Records excerpted from a collection
- - - - - - -

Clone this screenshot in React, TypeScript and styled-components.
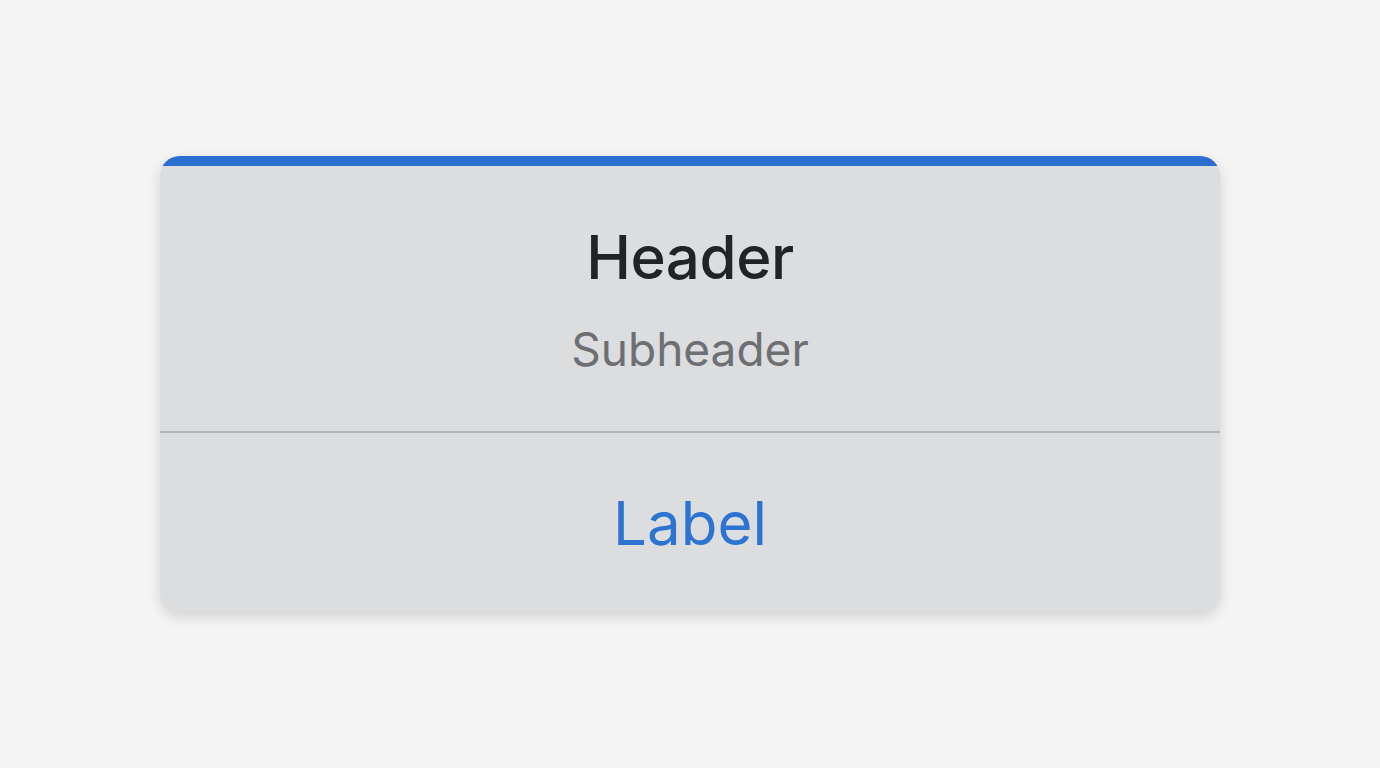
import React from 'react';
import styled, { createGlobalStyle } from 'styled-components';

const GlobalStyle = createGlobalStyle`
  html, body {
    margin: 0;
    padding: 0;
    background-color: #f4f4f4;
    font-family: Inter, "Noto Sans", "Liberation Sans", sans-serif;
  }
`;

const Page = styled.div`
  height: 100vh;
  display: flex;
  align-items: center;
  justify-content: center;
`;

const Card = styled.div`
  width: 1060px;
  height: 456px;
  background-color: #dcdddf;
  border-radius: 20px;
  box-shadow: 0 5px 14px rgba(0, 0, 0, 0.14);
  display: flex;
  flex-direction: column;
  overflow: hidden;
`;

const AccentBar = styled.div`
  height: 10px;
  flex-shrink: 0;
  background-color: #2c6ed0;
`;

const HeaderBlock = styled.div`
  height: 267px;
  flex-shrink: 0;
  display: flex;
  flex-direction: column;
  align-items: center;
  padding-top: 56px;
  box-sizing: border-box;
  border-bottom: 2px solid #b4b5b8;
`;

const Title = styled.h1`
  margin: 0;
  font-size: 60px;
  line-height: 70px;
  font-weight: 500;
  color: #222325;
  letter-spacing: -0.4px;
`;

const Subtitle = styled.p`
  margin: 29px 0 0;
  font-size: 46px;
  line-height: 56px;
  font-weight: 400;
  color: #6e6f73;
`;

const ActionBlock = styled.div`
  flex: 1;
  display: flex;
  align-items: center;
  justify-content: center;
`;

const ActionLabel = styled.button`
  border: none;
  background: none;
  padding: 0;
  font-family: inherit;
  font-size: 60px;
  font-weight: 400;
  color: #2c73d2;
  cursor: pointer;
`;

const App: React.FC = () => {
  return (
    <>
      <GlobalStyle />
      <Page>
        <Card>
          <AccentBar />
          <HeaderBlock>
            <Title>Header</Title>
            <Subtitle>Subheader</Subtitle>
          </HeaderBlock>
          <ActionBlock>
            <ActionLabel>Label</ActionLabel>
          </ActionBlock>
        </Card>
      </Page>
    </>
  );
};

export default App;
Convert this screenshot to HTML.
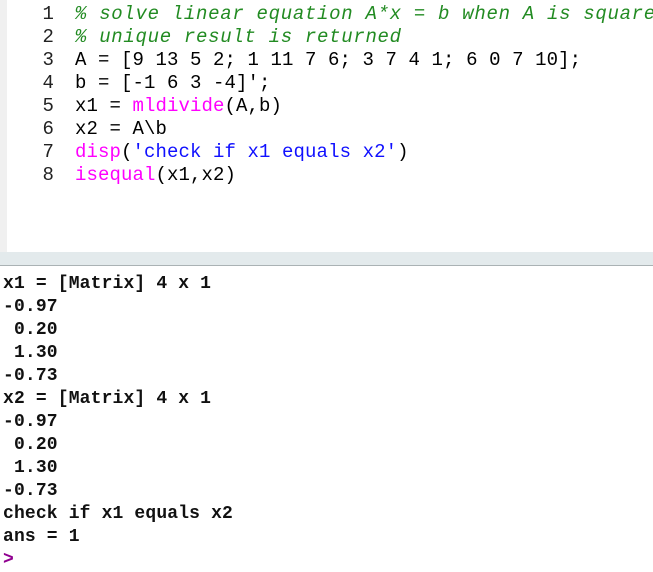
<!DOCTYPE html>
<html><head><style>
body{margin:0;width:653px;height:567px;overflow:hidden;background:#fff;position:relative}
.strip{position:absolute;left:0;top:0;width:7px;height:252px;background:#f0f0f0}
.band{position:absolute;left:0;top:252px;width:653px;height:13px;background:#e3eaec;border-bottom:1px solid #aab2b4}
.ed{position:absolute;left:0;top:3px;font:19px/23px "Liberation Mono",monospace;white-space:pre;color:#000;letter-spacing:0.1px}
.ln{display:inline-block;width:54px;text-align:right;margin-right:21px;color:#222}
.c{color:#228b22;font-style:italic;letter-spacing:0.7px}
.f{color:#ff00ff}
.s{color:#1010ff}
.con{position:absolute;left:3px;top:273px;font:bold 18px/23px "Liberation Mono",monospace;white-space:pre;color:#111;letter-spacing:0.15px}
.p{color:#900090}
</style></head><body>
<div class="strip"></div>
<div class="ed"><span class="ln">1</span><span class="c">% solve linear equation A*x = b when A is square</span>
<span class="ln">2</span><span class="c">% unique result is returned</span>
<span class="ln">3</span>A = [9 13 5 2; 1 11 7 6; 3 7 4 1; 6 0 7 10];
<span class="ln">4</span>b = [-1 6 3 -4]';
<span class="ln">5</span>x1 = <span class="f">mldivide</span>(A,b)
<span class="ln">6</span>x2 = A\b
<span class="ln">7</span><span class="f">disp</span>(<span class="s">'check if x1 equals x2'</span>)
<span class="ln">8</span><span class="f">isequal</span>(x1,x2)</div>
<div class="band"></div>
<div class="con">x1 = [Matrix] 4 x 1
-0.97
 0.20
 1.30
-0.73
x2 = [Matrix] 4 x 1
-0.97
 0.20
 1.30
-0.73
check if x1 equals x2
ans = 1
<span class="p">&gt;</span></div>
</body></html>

- - - - - - -

YOUR INSTRUCTIONS
Identify the lines in the entries above that contain "React", then copy them out.

SOLUTION TO THIS PROBLEM
Clone this screenshot in React, TypeScript and styled-components.
import React from 'react';
const App: React.FC = () => {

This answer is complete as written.